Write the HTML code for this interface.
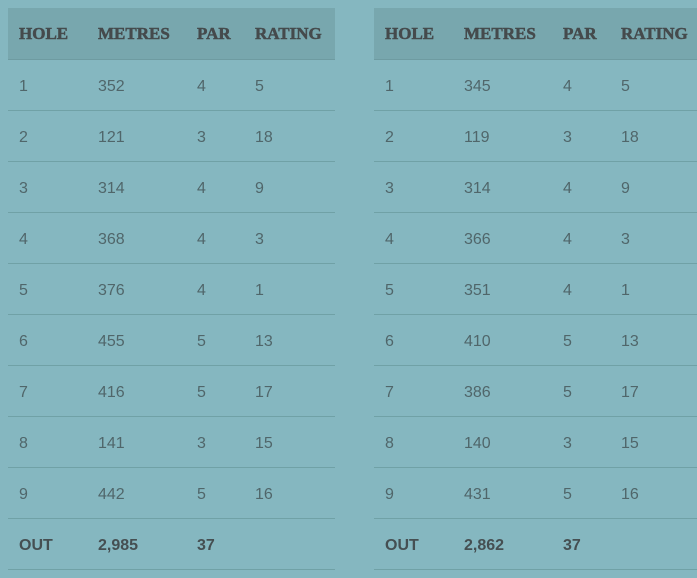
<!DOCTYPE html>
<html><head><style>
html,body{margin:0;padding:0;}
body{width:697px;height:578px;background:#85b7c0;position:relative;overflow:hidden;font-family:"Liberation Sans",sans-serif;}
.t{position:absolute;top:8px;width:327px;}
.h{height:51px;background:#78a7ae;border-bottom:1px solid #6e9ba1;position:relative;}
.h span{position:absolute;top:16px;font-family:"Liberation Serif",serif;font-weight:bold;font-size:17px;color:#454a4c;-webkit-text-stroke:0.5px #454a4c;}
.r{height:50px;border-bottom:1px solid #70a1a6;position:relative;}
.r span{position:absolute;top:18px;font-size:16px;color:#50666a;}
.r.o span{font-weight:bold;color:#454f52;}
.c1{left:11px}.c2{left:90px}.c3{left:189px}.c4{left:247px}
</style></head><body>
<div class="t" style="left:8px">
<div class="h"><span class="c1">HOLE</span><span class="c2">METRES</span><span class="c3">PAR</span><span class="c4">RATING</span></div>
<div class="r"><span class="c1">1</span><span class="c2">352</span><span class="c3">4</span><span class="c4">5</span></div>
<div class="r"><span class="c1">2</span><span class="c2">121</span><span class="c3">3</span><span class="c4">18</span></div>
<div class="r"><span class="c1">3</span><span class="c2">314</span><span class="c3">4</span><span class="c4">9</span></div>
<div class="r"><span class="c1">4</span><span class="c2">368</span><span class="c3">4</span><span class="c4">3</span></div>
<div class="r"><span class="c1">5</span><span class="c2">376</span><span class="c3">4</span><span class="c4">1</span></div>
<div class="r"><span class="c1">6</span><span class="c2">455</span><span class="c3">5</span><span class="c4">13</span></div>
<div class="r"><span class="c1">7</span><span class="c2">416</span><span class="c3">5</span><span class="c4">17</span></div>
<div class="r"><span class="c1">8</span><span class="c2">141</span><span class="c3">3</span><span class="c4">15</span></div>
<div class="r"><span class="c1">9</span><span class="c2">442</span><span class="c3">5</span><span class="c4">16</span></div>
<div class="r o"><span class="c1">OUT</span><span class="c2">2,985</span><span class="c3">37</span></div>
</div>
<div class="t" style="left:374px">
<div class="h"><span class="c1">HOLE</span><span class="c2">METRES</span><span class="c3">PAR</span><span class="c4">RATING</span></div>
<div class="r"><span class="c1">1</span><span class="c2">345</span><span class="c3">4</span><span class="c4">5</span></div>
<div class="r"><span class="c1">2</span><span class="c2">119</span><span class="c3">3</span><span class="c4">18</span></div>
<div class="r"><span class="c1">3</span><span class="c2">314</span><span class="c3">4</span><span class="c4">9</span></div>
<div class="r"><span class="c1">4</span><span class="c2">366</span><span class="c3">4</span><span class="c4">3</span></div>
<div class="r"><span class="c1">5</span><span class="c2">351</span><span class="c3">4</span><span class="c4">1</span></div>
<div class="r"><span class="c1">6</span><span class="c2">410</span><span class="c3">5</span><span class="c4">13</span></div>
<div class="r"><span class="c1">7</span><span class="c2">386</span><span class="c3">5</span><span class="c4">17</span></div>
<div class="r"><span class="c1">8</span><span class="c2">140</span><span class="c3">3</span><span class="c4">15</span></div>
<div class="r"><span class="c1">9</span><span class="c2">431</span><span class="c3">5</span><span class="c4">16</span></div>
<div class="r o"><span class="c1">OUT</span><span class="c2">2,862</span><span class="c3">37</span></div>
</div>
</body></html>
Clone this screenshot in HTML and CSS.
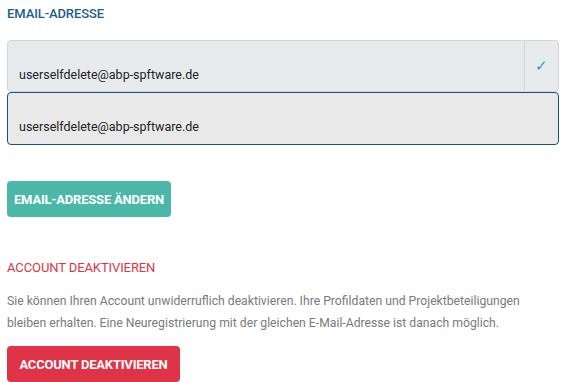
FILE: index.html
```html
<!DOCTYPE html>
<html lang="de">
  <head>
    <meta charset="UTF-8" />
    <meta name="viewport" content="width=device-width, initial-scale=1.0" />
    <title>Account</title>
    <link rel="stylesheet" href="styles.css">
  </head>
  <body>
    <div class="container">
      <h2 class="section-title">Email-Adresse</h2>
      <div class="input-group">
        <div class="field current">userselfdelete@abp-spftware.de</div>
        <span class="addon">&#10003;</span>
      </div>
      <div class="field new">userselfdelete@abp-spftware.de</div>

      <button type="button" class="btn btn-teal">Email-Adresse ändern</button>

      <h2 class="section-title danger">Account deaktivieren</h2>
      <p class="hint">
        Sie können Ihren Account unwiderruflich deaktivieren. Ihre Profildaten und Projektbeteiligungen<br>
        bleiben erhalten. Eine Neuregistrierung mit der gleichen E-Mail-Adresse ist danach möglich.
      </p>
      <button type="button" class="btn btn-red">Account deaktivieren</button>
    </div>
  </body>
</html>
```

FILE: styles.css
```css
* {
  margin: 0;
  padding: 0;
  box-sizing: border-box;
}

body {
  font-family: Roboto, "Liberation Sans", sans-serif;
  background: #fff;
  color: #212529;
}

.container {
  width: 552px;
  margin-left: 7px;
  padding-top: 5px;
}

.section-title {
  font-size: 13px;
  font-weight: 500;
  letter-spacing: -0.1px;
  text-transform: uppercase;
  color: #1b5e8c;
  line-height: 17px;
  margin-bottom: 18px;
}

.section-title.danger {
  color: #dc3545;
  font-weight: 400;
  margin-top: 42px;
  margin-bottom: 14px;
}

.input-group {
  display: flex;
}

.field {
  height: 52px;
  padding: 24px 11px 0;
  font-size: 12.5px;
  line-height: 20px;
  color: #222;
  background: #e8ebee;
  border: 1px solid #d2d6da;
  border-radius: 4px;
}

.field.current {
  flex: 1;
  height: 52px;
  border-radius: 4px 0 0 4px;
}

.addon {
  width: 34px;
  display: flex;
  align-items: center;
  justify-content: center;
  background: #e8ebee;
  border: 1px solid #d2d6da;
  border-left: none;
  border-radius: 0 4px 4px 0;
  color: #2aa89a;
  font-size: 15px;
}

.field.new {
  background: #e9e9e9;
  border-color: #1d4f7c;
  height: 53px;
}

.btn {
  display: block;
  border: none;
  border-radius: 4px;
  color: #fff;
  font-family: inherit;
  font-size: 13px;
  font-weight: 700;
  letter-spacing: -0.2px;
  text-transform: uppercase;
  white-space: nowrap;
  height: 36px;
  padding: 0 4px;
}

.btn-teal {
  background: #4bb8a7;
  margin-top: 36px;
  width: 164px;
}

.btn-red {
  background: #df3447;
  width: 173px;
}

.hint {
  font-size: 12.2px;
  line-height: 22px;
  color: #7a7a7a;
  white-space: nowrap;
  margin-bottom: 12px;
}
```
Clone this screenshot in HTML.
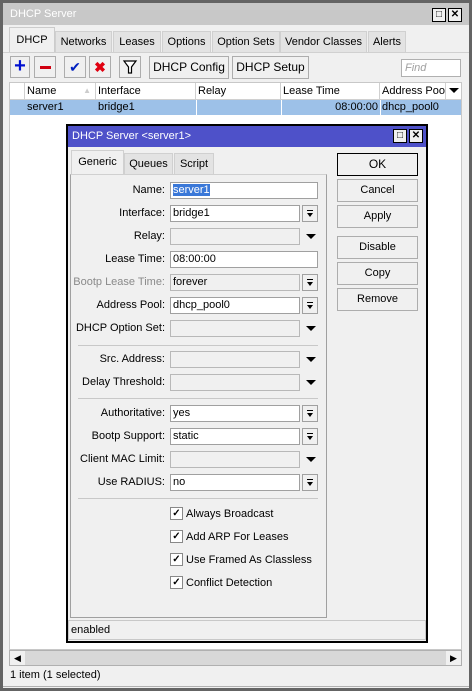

**Description of the task**
Exclude the pictures and repeat every other part of the records word for word.

**Written response**
Write the HTML code for this interface.
<!DOCTYPE html>
<html><head><style>
html,body{margin:0;padding:0;}
body{width:697px;height:578px;background:#85b7c0;position:relative;overflow:hidden;font-family:"Liberation Sans",sans-serif;}
.t{position:absolute;top:8px;width:327px;}
.h{height:51px;background:#78a7ae;border-bottom:1px solid #6e9ba1;position:relative;}
.h span{position:absolute;top:16px;font-family:"Liberation Serif",serif;font-weight:bold;font-size:17px;color:#454a4c;-webkit-text-stroke:0.5px #454a4c;}
.r{height:50px;border-bottom:1px solid #70a1a6;position:relative;}
.r span{position:absolute;top:18px;font-size:16px;color:#50666a;}
.r.o span{font-weight:bold;color:#454f52;}
.c1{left:11px}.c2{left:90px}.c3{left:189px}.c4{left:247px}
</style></head><body>
<div class="t" style="left:8px">
<div class="h"><span class="c1">HOLE</span><span class="c2">METRES</span><span class="c3">PAR</span><span class="c4">RATING</span></div>
<div class="r"><span class="c1">1</span><span class="c2">352</span><span class="c3">4</span><span class="c4">5</span></div>
<div class="r"><span class="c1">2</span><span class="c2">121</span><span class="c3">3</span><span class="c4">18</span></div>
<div class="r"><span class="c1">3</span><span class="c2">314</span><span class="c3">4</span><span class="c4">9</span></div>
<div class="r"><span class="c1">4</span><span class="c2">368</span><span class="c3">4</span><span class="c4">3</span></div>
<div class="r"><span class="c1">5</span><span class="c2">376</span><span class="c3">4</span><span class="c4">1</span></div>
<div class="r"><span class="c1">6</span><span class="c2">455</span><span class="c3">5</span><span class="c4">13</span></div>
<div class="r"><span class="c1">7</span><span class="c2">416</span><span class="c3">5</span><span class="c4">17</span></div>
<div class="r"><span class="c1">8</span><span class="c2">141</span><span class="c3">3</span><span class="c4">15</span></div>
<div class="r"><span class="c1">9</span><span class="c2">442</span><span class="c3">5</span><span class="c4">16</span></div>
<div class="r o"><span class="c1">OUT</span><span class="c2">2,985</span><span class="c3">37</span></div>
</div>
<div class="t" style="left:374px">
<div class="h"><span class="c1">HOLE</span><span class="c2">METRES</span><span class="c3">PAR</span><span class="c4">RATING</span></div>
<div class="r"><span class="c1">1</span><span class="c2">345</span><span class="c3">4</span><span class="c4">5</span></div>
<div class="r"><span class="c1">2</span><span class="c2">119</span><span class="c3">3</span><span class="c4">18</span></div>
<div class="r"><span class="c1">3</span><span class="c2">314</span><span class="c3">4</span><span class="c4">9</span></div>
<div class="r"><span class="c1">4</span><span class="c2">366</span><span class="c3">4</span><span class="c4">3</span></div>
<div class="r"><span class="c1">5</span><span class="c2">351</span><span class="c3">4</span><span class="c4">1</span></div>
<div class="r"><span class="c1">6</span><span class="c2">410</span><span class="c3">5</span><span class="c4">13</span></div>
<div class="r"><span class="c1">7</span><span class="c2">386</span><span class="c3">5</span><span class="c4">17</span></div>
<div class="r"><span class="c1">8</span><span class="c2">140</span><span class="c3">3</span><span class="c4">15</span></div>
<div class="r"><span class="c1">9</span><span class="c2">431</span><span class="c3">5</span><span class="c4">16</span></div>
<div class="r o"><span class="c1">OUT</span><span class="c2">2,862</span><span class="c3">37</span></div>
</div>
</body></html>
Clone this screenshot in HTML and CSS.
FILE: index.html
```html
<!DOCTYPE html>
<html lang="de">
  <head>
    <meta charset="UTF-8" />
    <meta name="viewport" content="width=device-width, initial-scale=1.0" />
    <title>Account</title>
    <link rel="stylesheet" href="styles.css">
  </head>
  <body>
    <div class="container">
      <h2 class="section-title">Email-Adresse</h2>
      <div class="input-group">
        <div class="field current">userselfdelete@abp-spftware.de</div>
        <span class="addon">&#10003;</span>
      </div>
      <div class="field new">userselfdelete@abp-spftware.de</div>

      <button type="button" class="btn btn-teal">Email-Adresse ändern</button>

      <h2 class="section-title danger">Account deaktivieren</h2>
      <p class="hint">
        Sie können Ihren Account unwiderruflich deaktivieren. Ihre Profildaten und Projektbeteiligungen<br>
        bleiben erhalten. Eine Neuregistrierung mit der gleichen E-Mail-Adresse ist danach möglich.
      </p>
      <button type="button" class="btn btn-red">Account deaktivieren</button>
    </div>
  </body>
</html>
```

FILE: styles.css
```css
* {
  margin: 0;
  padding: 0;
  box-sizing: border-box;
}

body {
  font-family: Roboto, "Liberation Sans", sans-serif;
  background: #fff;
  color: #212529;
}

.container {
  width: 552px;
  margin-left: 7px;
  padding-top: 5px;
}

.section-title {
  font-size: 13px;
  font-weight: 500;
  letter-spacing: -0.1px;
  text-transform: uppercase;
  color: #1b5e8c;
  line-height: 17px;
  margin-bottom: 18px;
}

.section-title.danger {
  color: #dc3545;
  font-weight: 400;
  margin-top: 42px;
  margin-bottom: 14px;
}

.input-group {
  display: flex;
}

.field {
  height: 52px;
  padding: 24px 11px 0;
  font-size: 12.5px;
  line-height: 20px;
  color: #222;
  background: #e8ebee;
  border: 1px solid #d2d6da;
  border-radius: 4px;
}

.field.current {
  flex: 1;
  height: 52px;
  border-radius: 4px 0 0 4px;
}

.addon {
  width: 34px;
  display: flex;
  align-items: center;
  justify-content: center;
  background: #e8ebee;
  border: 1px solid #d2d6da;
  border-left: none;
  border-radius: 0 4px 4px 0;
  color: #2aa89a;
  font-size: 15px;
}

.field.new {
  background: #e9e9e9;
  border-color: #1d4f7c;
  height: 53px;
}

.btn {
  display: block;
  border: none;
  border-radius: 4px;
  color: #fff;
  font-family: inherit;
  font-size: 13px;
  font-weight: 700;
  letter-spacing: -0.2px;
  text-transform: uppercase;
  white-space: nowrap;
  height: 36px;
  padding: 0 4px;
}

.btn-teal {
  background: #4bb8a7;
  margin-top: 36px;
  width: 164px;
}

.btn-red {
  background: #df3447;
  width: 173px;
}

.hint {
  font-size: 12.2px;
  line-height: 22px;
  color: #7a7a7a;
  white-space: nowrap;
  margin-bottom: 12px;
}
```
Clone this screenshot in HTML.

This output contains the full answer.